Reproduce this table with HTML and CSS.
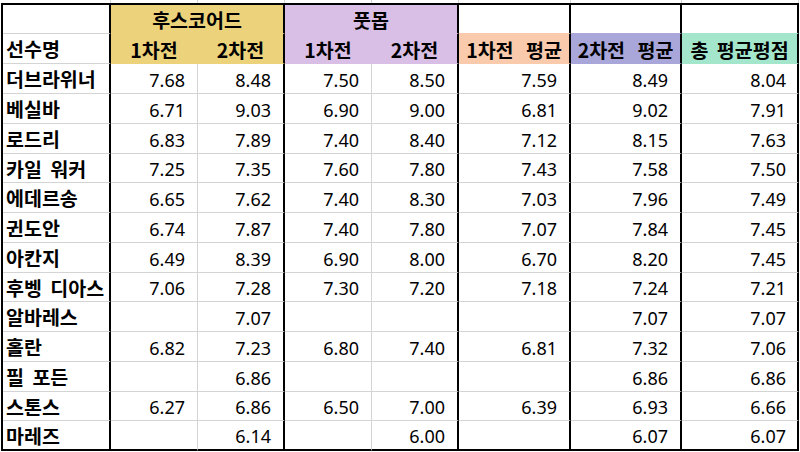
FILE: index.html
```html
<!DOCTYPE html>
<html lang="ko">
<head>
<meta charset="utf-8">
<title>평점표</title>
<link rel="stylesheet" href="styles.css">
</head>
<body>
<div class="sheet">
  <div class="strip">
    <span></span><span></span><span></span><span></span><span></span><span></span><span></span><span></span>
  </div>
  <div class="table">
    <div class="row h1">
      <div class="cell tk"></div>
      <div class="cell hd tk span2 yellow">후스코어드</div>
      <div class="cell hd tk span2 purple">풋몹</div>
      <div class="cell tk under-peach"></div>
      <div class="cell tk under-blue"></div>
      <div class="cell tk under-green"></div>
    </div>
    <div class="row h2">
      <div class="cell tk name">선수명</div>
      <div class="cell hd yellow">1차전</div>
      <div class="cell hd tk yellow">2차전</div>
      <div class="cell hd purple">1차전</div>
      <div class="cell hd tk purple">2차전</div>
      <div class="cell hd tk peach wide">1차전 평균</div>
      <div class="cell hd tk blue wide">2차전 평균</div>
      <div class="cell hd tk green">총 평균평점</div>
    </div>
    <div class="row data"><div class="cell name">더브라위너</div><div class="cell num">7.68</div><div class="cell num">8.48</div><div class="cell num">7.50</div><div class="cell num">8.50</div><div class="cell num">7.59</div><div class="cell num">8.49</div><div class="cell num">8.04</div></div>
    <div class="row data"><div class="cell name">베실바</div><div class="cell num">6.71</div><div class="cell num">9.03</div><div class="cell num">6.90</div><div class="cell num">9.00</div><div class="cell num">6.81</div><div class="cell num">9.02</div><div class="cell num">7.91</div></div>
    <div class="row data"><div class="cell name">로드리</div><div class="cell num">6.83</div><div class="cell num">7.89</div><div class="cell num">7.40</div><div class="cell num">8.40</div><div class="cell num">7.12</div><div class="cell num">8.15</div><div class="cell num">7.63</div></div>
    <div class="row data short"><div class="cell name">카일 워커</div><div class="cell num">7.25</div><div class="cell num">7.35</div><div class="cell num">7.60</div><div class="cell num">7.80</div><div class="cell num">7.43</div><div class="cell num">7.58</div><div class="cell num">7.50</div></div>
    <div class="row data"><div class="cell name">에데르송</div><div class="cell num">6.65</div><div class="cell num">7.62</div><div class="cell num">7.40</div><div class="cell num">8.30</div><div class="cell num">7.03</div><div class="cell num">7.96</div><div class="cell num">7.49</div></div>
    <div class="row data"><div class="cell name">귄도안</div><div class="cell num">6.74</div><div class="cell num">7.87</div><div class="cell num">7.40</div><div class="cell num">7.80</div><div class="cell num">7.07</div><div class="cell num">7.84</div><div class="cell num">7.45</div></div>
    <div class="row data"><div class="cell name">아칸지</div><div class="cell num">6.49</div><div class="cell num">8.39</div><div class="cell num">6.90</div><div class="cell num">8.00</div><div class="cell num">6.70</div><div class="cell num">8.20</div><div class="cell num">7.45</div></div>
    <div class="row data short"><div class="cell name">후벵 디아스</div><div class="cell num">7.06</div><div class="cell num">7.28</div><div class="cell num">7.30</div><div class="cell num">7.20</div><div class="cell num">7.18</div><div class="cell num">7.24</div><div class="cell num">7.21</div></div>
    <div class="row data"><div class="cell name">알바레스</div><div class="cell num"></div><div class="cell num">7.07</div><div class="cell num"></div><div class="cell num"></div><div class="cell num"></div><div class="cell num">7.07</div><div class="cell num">7.07</div></div>
    <div class="row data"><div class="cell name">홀란</div><div class="cell num">6.82</div><div class="cell num">7.23</div><div class="cell num">6.80</div><div class="cell num">7.40</div><div class="cell num">6.81</div><div class="cell num">7.32</div><div class="cell num">7.06</div></div>
    <div class="row data"><div class="cell name">필 포든</div><div class="cell num"></div><div class="cell num">6.86</div><div class="cell num"></div><div class="cell num"></div><div class="cell num"></div><div class="cell num">6.86</div><div class="cell num">6.86</div></div>
    <div class="row data short"><div class="cell name">스톤스</div><div class="cell num">6.27</div><div class="cell num">6.86</div><div class="cell num">6.50</div><div class="cell num">7.00</div><div class="cell num">6.39</div><div class="cell num">6.93</div><div class="cell num">6.66</div></div>
    <div class="row data last"><div class="cell name">마레즈</div><div class="cell num"></div><div class="cell num">6.14</div><div class="cell num"></div><div class="cell num">6.00</div><div class="cell num"></div><div class="cell num">6.07</div><div class="cell num">6.07</div></div>
  </div>
</div>
</body>
</html>
```

FILE: styles.css
```css
* { box-sizing: border-box; }

body {
  margin: 0;
  background: #ffffff;
  color: #000000;
  font-family: "Noto Sans CJK KR", sans-serif;
}

.sheet {
  margin-left: 1px;
  width: 798px;
}

.strip,
.row {
  display: grid;
  grid-template-columns: 108px 87px 87px 87px 87px 112px 111px 117px;
}

.strip {
  height: 3px;
  margin-left: 2px;
}

.strip span {
  border-right: 1px solid #d4d4d4;
}

.table {
  border-left: 2px solid #000;
  border-top: 2px solid #000;
}

.row { height: 30px; }
.row.h1 { height: 29px; }
.row.short { height: 29px; }

.cell {
  display: flex;
  align-items: center;
  overflow: hidden;
  white-space: nowrap;
  border-right: 1px solid #d4d4d4;
  border-bottom: 1px solid #d4d4d4;
}

.tk { border-right: 2px solid #000; }

.data .cell:nth-child(1),
.data .cell:nth-child(3),
.data .cell:nth-child(5),
.data .cell:nth-child(6),
.data .cell:nth-child(7),
.data .cell:nth-child(8) {
  border-right: 2px solid #000;
}

.last .cell { border-bottom: 2px solid #000; }

.span2 { grid-column: span 2; }

.name {
  font-weight: 700;
  font-size: 19.5px;
  padding-left: 3px;
  word-spacing: 3px;
}

.hd {
  justify-content: center;
  font-weight: 700;
  font-size: 19.5px;
  word-spacing: 3px;
  padding-top: 1px;
}

.hd.wide { word-spacing: 7px; }

.num {
  justify-content: flex-end;
  padding-right: 12px;
  padding-top: 2px;
  font-family: "Noto Sans", sans-serif;
  font-size: 18px;
}

.data .cell:nth-child(8) { padding-right: 11px; }

.yellow { background: #ecd27a; border-bottom-color: #ecd27a; }
.yellow:not(.tk) { border-right-color: #ecd27a; }
.purple { background: #d9bee6; border-bottom-color: #d9bee6; }
.purple:not(.tk) { border-right-color: #d9bee6; }
.peach { background: #f9caab; border-bottom-color: #f9caab; }
.blue { background: #a9a7da; border-bottom-color: #a9a7da; }
.green { background: #a3e6cb; border-bottom-color: #a3e6cb; }

.under-peach { border-bottom-color: #f9caab; }
.under-blue { border-bottom-color: #a9a7da; }
.under-green { border-bottom-color: #a3e6cb; }
```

- [PROBLEM DESCRIPTION]
List all lines where "table" occurs.

- [ANSWER IN FULL]
Reproduce this table with HTML and CSS.
  <div class="table">
.table {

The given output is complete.